For the foregoing reasons, we REVERSE and REMAND with instructions to VACATE Stanley Hill’s convictions and sentence.

NOTES

[1] Because this case involves several individuals with the surname Hill, we will refer to these individuals by their first names.

[2] The government’s evidence indicated that the area just west of Arvest Bank was served by up to three separate towers.

[3] In each of these cases, we reviewed the district court’s ruling for an abuse of discretion. A deferential standard of review is nonetheless sufficient to develop the “well-settled law,” Edgar, 348 F.3d at 871 (quotation omitted), required to satisfy the second prong of plain-error review.
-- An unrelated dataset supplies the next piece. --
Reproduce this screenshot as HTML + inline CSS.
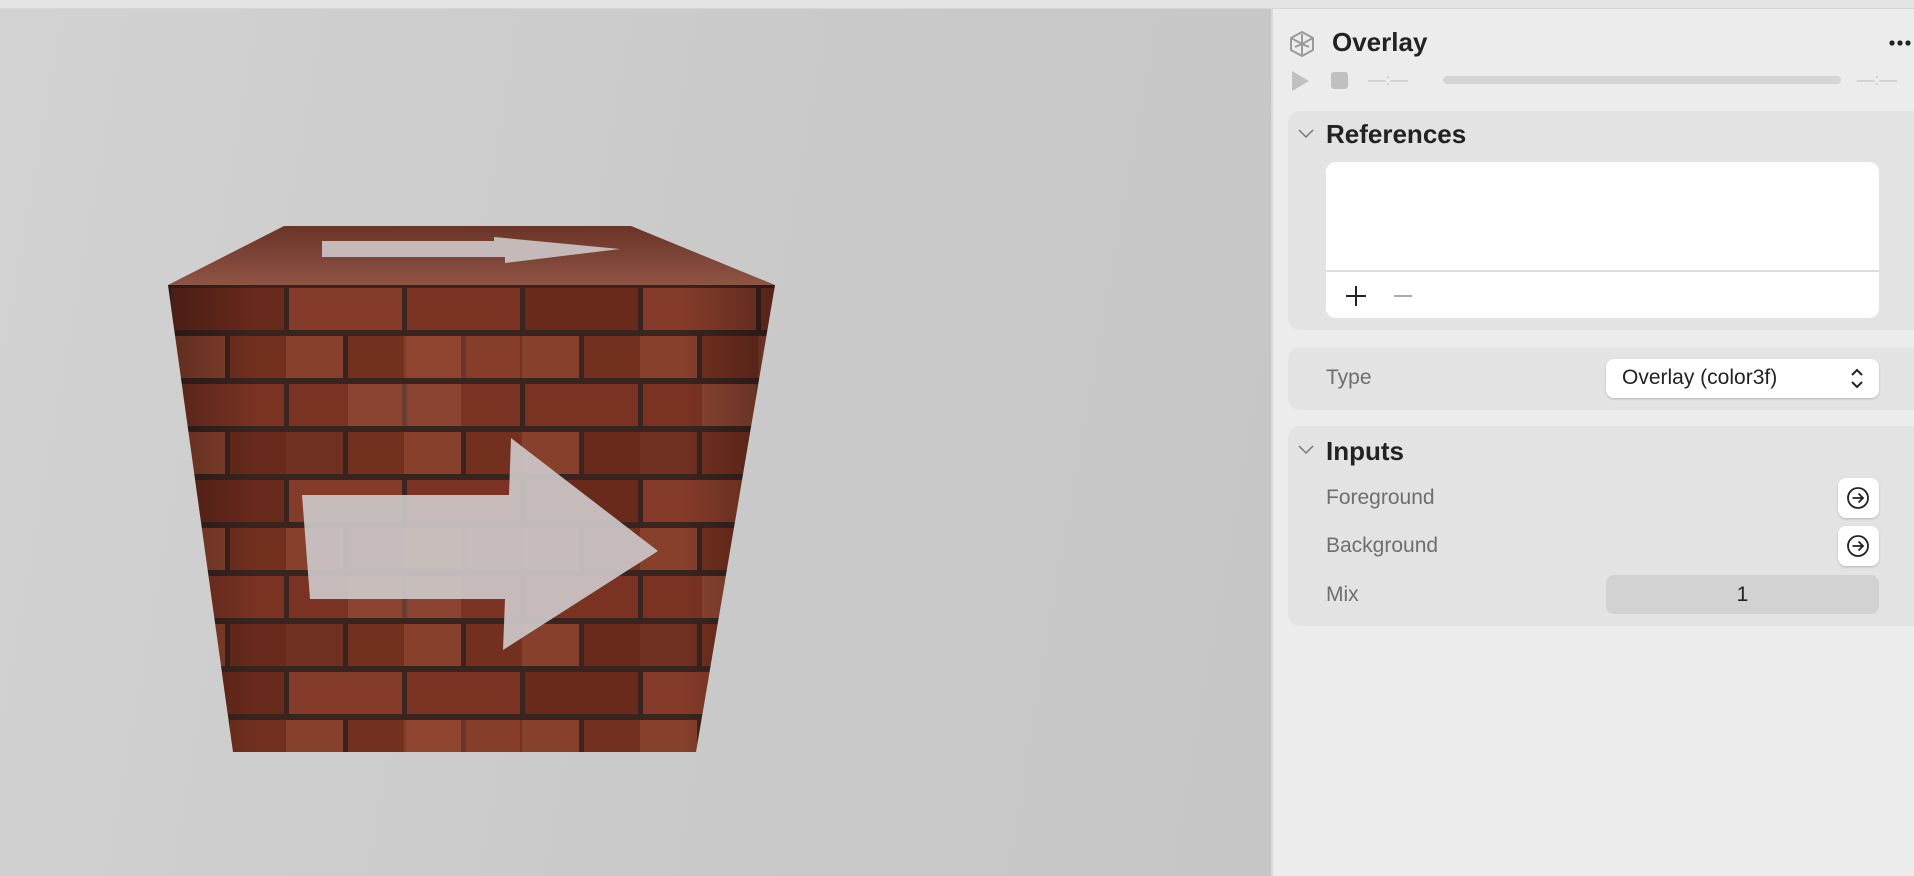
<!DOCTYPE html>
<html><head><meta charset="utf-8"><style>
*{margin:0;padding:0;box-sizing:border-box}
body{width:1914px;height:876px;overflow:hidden;font-family:"Liberation Sans",sans-serif;background:#ececec;position:relative}
#vp{position:absolute;left:0;top:9px;width:1271px;height:867px;background:linear-gradient(100deg,#d2d2d2 0%,#c9c9c9 60%,#c6c6c6 100%)}
#topbar{position:absolute;left:0;top:0;width:1914px;height:9px;background:#e4e4e4;border-bottom:1px solid #d6d6d6}
#panel{position:absolute;left:1271px;top:9px;width:643px;height:867px;background:#ececec;border-left:2px solid #d9d9d9}
.abs{position:absolute}
.sec{position:absolute;left:1288px;width:640px;background:#e3e3e3;border-radius:12px}
.lbl{position:absolute;left:1326px;font-size:21px;color:#6e6e6e}
.hd{position:absolute;left:1326px;font-size:26px;font-weight:bold;color:#222}
.btn{position:absolute;left:1838px;width:41px;height:40px;background:#fff;border-radius:8px;box-shadow:0 1px 2px rgba(0,0,0,.2)}
</style></head><body>
<div id="topbar"></div>
<div id="vp"></div>
<svg width="1271" height="876" style="position:absolute;left:0;top:0">
<defs>
<pattern id="br" width="118" height="96" patternUnits="userSpaceOnUse" x="168" y="285">
<rect width="118" height="96" fill="#3a2420"/>
<rect x="3" y="3" width="113" height="42" fill="#7a3323"/>
<rect x="-56" y="51" width="113" height="42" fill="#86402c"/>
<rect x="62" y="51" width="113" height="42" fill="#73301f"/>
</pattern>
<pattern id="br2" width="354" height="192" patternUnits="userSpaceOnUse" x="168" y="285">
<rect x="3" y="3" width="113" height="42" fill="#5e2418" opacity=".6"/>
<rect x="180" y="99" width="113" height="42" fill="#9c5640" opacity=".5"/>
<rect x="62" y="147" width="113" height="42" fill="#62261a" opacity=".6"/>
<rect x="239" y="51" width="113" height="42" fill="#9a4a34" opacity=".5"/>
<rect x="121" y="3" width="113" height="42" fill="#8e4430" opacity=".5"/>
</pattern>
<linearGradient id="sh" x1="0" y1="0" x2="1" y2="0">
<stop offset="0" stop-color="#000" stop-opacity=".3"/><stop offset=".15" stop-color="#000" stop-opacity="0"/>
<stop offset=".85" stop-color="#000" stop-opacity="0"/><stop offset="1" stop-color="#000" stop-opacity=".3"/></linearGradient>
<linearGradient id="tp" x1="0" y1="0" x2="0" y2="1"><stop offset="0" stop-color="#6a3428"/><stop offset="1" stop-color="#8e5444"/></linearGradient>
</defs>
<polygon points="168,285 284,226 631,226 775,285" fill="url(#tp)"/>
<polygon points="322,241 494,241 494,237 620,249 505,263 505,257 322,257" fill="#cdc8c8" opacity=".9"/>
<polygon points="168,285 775,285 696,752 233,752" fill="url(#br)"/>
<polygon points="168,285 775,285 696,752 233,752" fill="url(#br2)"/>
<polygon points="168,285 775,285 696,752 233,752" fill="url(#sh)"/>
<polygon points="302,495 509,495 511,438 658,551 503,650 505,599 310,599" fill="#cbc6c6" opacity=".93"/>
</svg>
<div id="panel"></div>
<svg class="abs" style="left:1289px;top:30px" width="26" height="28" viewBox="0 0 26 28" fill="none" stroke="#9a9a9a" stroke-width="2"><path d="M13 2 L24 8 L24 20 L13 26 L2 20 L2 8 Z M2 8 L13 14 L24 8 M13 14 L13 26 M13 4 L13 14 M6 17 L13 14 L20 17"/></svg>
<div class="abs" style="left:1332px;top:27px;font-size:26px;font-weight:bold;color:#222">Overlay</div>
<svg class="abs" style="left:1886px;top:38px" width="28" height="10"><circle cx="6" cy="5" r="2.6" fill="#222"/><circle cx="14" cy="5" r="2.6" fill="#222"/><circle cx="22" cy="5" r="2.6" fill="#222"/></svg>
<svg class="abs" style="left:1292px;top:71px" width="18" height="20"><polygon points="0,0 17,10 0,20" fill="#c0c0c0"/></svg>
<div class="abs" style="left:1331px;top:72px;width:17px;height:17px;border-radius:3px;background:#c0c0c0"></div>
<div class="abs" style="left:1368px;top:72px;font-size:16px;color:#c0c0c0">––:––</div>
<div class="abs" style="left:1443px;top:76px;width:398px;height:8px;border-radius:4px;background:#d5d5d5"></div>
<div class="abs" style="left:1857px;top:72px;font-size:16px;color:#c0c0c0">––:––</div>

<div class="sec" style="top:111px;height:219px"></div>
<svg class="abs" style="left:1298px;top:129px" width="16" height="10"><path d="M1 1 L8 8 L15 1" fill="none" stroke="#777" stroke-width="1.5"/></svg>
<div class="hd" style="top:119px">References</div>
<div class="abs" style="left:1326px;top:162px;width:553px;height:156px;background:#fff;border-radius:10px"></div>
<div class="abs" style="left:1326px;top:270px;width:553px;height:2px;background:#dedede"></div>
<div class="abs" style="left:1346px;top:295px;width:20px;height:2px;background:#222"></div>
<div class="abs" style="left:1355px;top:286px;width:2px;height:20px;background:#222"></div>
<div class="abs" style="left:1394px;top:295px;width:18px;height:2px;background:#aaa"></div>

<div class="sec" style="top:347px;height:63px"></div>
<div class="lbl" style="top:366px">Type</div>
<div class="abs" style="left:1606px;top:359px;width:273px;height:39px;background:#fff;border-radius:8px;box-shadow:0 1px 2px rgba(0,0,0,.2)"></div>
<div class="abs" style="left:1622px;top:366px;font-size:21px;color:#222">Overlay (color3f)</div>
<svg class="abs" style="left:1850px;top:367px" width="14" height="23"><path d="M2 8 L7 3 L12 8 M2 15 L7 20 L12 15" fill="none" stroke="#222" stroke-width="2"/></svg>

<div class="sec" style="top:426px;height:200px"></div>
<svg class="abs" style="left:1298px;top:445px" width="16" height="10"><path d="M1 1 L8 8 L15 1" fill="none" stroke="#777" stroke-width="1.5"/></svg>
<div class="hd" style="top:436px">Inputs</div>
<div class="lbl" style="top:486px">Foreground</div>
<div class="btn" style="top:478px"></div>
<svg class="abs" style="left:1846px;top:486px" width="24" height="24"><circle cx="12" cy="12" r="10" fill="none" stroke="#222" stroke-width="1.8"/><path d="M6.5 12 H17 M12.5 7.5 L17 12 L12.5 16.5" fill="none" stroke="#222" stroke-width="1.8"/></svg>
<div class="lbl" style="top:534px">Background</div>
<div class="btn" style="top:526px"></div>
<svg class="abs" style="left:1846px;top:534px" width="24" height="24"><circle cx="12" cy="12" r="10" fill="none" stroke="#222" stroke-width="1.8"/><path d="M6.5 12 H17 M12.5 7.5 L17 12 L12.5 16.5" fill="none" stroke="#222" stroke-width="1.8"/></svg>
<div class="lbl" style="top:583px">Mix</div>
<div class="abs" style="left:1606px;top:575px;width:273px;height:39px;background:#d2d2d2;border-radius:8px;text-align:center;font-size:21px;line-height:39px;color:#222">1</div>
</body></html>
[4] A review of the video of the interview beginning at the 35 minute mark indicates that it was Corporal Stout, not Stanley, who referred to preferring death rather than telling the truth. Stout’s follow up question to Stanley’s statement that he would “rather die” was: “You’d rather die than tell us the truth?” Stanley’s response was, “I am telling the truth.” Both the context of the exchange and the actual video of the interview confirm that the questioning of Agent Jones at trial was premised on a misrepresentation of Stanley’s statements.

[5] The firearm discovered at the East Pine residence formed the basis of the felon in possession charge. The jury was instructed that mere presence was insufficient to establish possession, and that the government was required to prove some connection between Stanley and the firearm. Absent any evidence tying Stanley to the gun (other than the evidence suggesting he was involved in the bank robbery), we conclude that the firearm conviction must stand or fall with the other convictions.

[6] We note that the jury was not instructed that it could convict based on a conspiracy to act as an accessory after the fact. See United States v. Lang, 364 F.3d 1210, 1223-24 (10th Cir. 2004) (discussing this theory), vacated on other grounds, 543 U.S. 1108 (2005).